Now, let's talk about immigration for Muslims into America.
If someone comes from a country where there's a lot of terrorism going on, they absolutely should have more scrutiny applied to them than a Buddhist from Quebec. Now, if Buddhists from Quebec start a blowing people up, then we'll apply more scrutiny to them.
Again, I don't see any bigotry with this process, it just seems common sense. So if the Khan family tried to immigrate today from Pakistan, there would be higher scrutiny put on them. But they'd pass, because they're good people.
Here's an example of a missed opportunity when Americans would have benefited from increased scrutiny.
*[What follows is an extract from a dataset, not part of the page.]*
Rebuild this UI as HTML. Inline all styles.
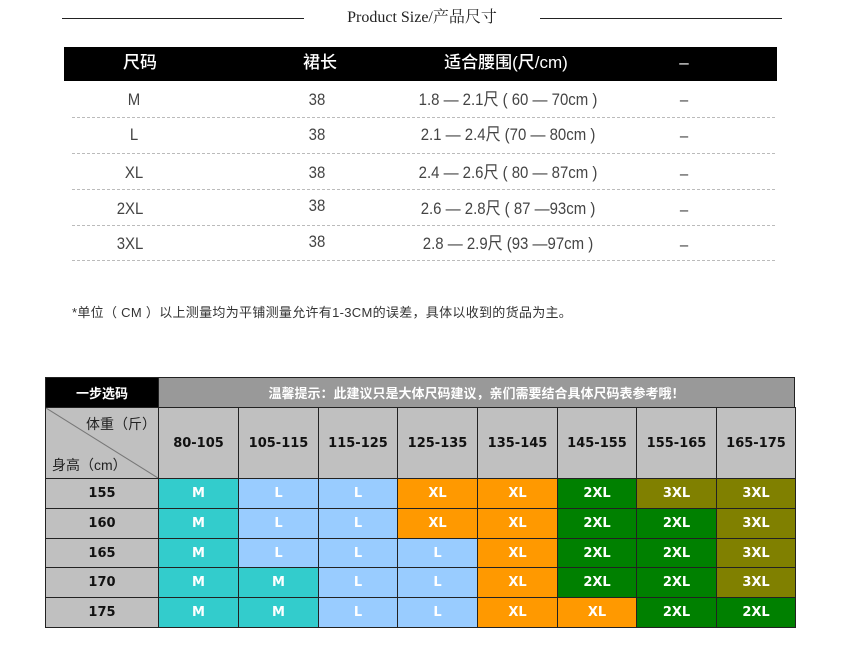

Two guys immigrated to America in 2009, refugees from Iraq, and end up living in Kentucky. In 2011, an American soldier in a village in Iraq, found a cellphone in a pile of rubble. The fingerprints on that cellphone match to the finger prints of these two people in Kentucky.
So what's the big deal?
That cellphone was used as a detonation device that killed American soldiers. The pair were soon arrested for trying to sell weapons to Al Qaeda and Iraq.
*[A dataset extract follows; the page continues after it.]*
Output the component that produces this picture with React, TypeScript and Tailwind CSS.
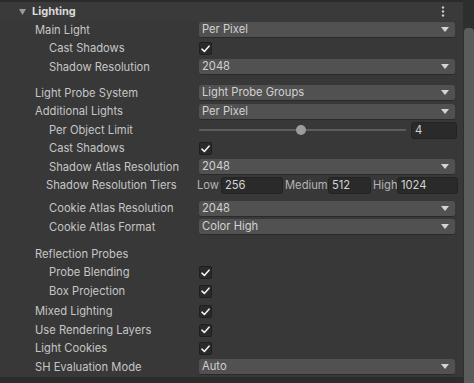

Now, I can't imagine Mr. and Mrs. Khan would want these two people in America. These are the kind of people who killed their son in Iraq. So what can we do to stop it? What can we do to make sure people like those two killers don't come to America?
I'd like the Khan's family suggestion. I'd also like to ask Hillary why she supports porous borders and loose refugee policies from certain countries where people like this can come into America so easily.
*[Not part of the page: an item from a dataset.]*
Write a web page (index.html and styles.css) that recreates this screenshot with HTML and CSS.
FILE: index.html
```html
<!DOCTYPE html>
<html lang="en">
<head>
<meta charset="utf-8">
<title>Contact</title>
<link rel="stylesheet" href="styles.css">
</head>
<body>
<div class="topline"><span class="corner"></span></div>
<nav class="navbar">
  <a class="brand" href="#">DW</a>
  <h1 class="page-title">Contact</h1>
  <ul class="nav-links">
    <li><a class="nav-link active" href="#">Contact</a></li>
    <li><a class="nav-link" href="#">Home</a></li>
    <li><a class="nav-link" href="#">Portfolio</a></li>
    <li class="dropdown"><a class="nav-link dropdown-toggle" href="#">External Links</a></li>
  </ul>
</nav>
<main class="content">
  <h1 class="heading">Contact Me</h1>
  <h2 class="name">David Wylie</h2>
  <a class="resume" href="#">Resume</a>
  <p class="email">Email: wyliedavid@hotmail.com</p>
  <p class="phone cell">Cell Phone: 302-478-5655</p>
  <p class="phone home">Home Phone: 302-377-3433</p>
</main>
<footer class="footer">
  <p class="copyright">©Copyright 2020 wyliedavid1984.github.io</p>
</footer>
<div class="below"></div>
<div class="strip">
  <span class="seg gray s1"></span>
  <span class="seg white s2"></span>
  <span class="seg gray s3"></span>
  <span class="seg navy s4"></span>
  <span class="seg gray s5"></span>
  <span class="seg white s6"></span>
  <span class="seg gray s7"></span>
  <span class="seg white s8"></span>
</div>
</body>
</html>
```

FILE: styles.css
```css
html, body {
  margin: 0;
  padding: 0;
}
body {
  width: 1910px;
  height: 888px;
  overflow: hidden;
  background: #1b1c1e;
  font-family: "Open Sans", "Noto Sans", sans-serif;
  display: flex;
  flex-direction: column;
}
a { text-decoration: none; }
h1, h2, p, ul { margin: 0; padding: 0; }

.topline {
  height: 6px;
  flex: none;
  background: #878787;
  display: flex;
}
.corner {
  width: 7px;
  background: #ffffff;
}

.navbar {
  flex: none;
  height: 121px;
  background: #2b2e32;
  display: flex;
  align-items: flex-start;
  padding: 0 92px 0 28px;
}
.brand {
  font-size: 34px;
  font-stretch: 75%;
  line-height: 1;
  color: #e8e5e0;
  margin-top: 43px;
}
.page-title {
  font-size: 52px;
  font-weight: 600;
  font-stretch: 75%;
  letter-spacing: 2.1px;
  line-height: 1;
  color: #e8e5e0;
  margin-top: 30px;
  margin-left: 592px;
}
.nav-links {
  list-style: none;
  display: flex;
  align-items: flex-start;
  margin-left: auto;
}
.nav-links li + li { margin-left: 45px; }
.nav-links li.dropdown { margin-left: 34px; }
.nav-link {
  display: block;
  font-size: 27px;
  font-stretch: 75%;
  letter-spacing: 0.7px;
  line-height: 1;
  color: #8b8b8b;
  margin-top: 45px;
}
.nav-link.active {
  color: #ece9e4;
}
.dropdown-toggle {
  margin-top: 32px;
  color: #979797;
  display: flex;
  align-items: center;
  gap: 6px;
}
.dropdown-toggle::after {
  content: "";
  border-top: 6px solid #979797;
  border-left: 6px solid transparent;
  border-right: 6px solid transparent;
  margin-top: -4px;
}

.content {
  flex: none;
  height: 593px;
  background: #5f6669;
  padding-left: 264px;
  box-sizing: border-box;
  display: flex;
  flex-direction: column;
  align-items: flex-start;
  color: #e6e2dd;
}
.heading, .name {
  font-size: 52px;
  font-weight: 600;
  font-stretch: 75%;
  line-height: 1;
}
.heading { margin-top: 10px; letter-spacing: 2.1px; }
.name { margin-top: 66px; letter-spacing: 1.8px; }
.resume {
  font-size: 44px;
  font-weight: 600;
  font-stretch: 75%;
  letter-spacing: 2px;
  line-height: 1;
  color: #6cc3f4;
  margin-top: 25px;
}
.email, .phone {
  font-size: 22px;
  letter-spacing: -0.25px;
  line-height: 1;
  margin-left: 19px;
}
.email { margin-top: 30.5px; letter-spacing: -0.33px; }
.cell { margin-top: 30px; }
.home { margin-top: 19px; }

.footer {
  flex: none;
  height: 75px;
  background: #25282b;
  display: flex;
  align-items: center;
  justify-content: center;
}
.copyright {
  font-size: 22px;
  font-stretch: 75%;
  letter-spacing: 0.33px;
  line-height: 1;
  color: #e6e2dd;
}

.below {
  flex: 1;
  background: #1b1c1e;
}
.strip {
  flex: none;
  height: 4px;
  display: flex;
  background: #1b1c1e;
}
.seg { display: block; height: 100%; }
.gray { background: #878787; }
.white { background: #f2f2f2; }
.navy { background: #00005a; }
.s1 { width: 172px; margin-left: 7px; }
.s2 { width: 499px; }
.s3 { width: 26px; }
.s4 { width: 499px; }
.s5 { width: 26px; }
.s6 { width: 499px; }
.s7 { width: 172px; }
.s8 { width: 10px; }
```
If I were Trump, I'd flip it and say, 'Hey Hillary, why do you want the terrorists who killed the Khan's son to come to America? You must want it because you sure have no plan to stop it.'
Now, the Republicans could have preempted this whole thing from being a thing in the first place if at their convention, they had someone like Johnny Walker.
Johnny Walker born and raised in Iraq, Baghdad and he helped the Navy SEALs there for many years. His family was at risk because he helped the Americans, so he came to America as a refugee, and now he's a citizen living right here in San Diego. I asked him on my radio show a couple months ago what he thought about Trump's policy on Muslims coming to America and he said, No, no.
"You don't want these people here, I promise you," he said. "You don't want the people I know in Iraq to live here in America. You need to make sure you know exactly who they are before you let them here."
We talked to another man from Afghanistan who said the same thing.
Why didn't the Republican party have Johnny Walker speak at their convention and nip this whole thing in the bud? I don't know, maybe Trump's team can reach out to Johnny Walker and have him speak in the next few months here.
In the meantime, maybe Mr. Khan should give that pocket constitution to Hillary Clinton. She needs to brush up on it as well.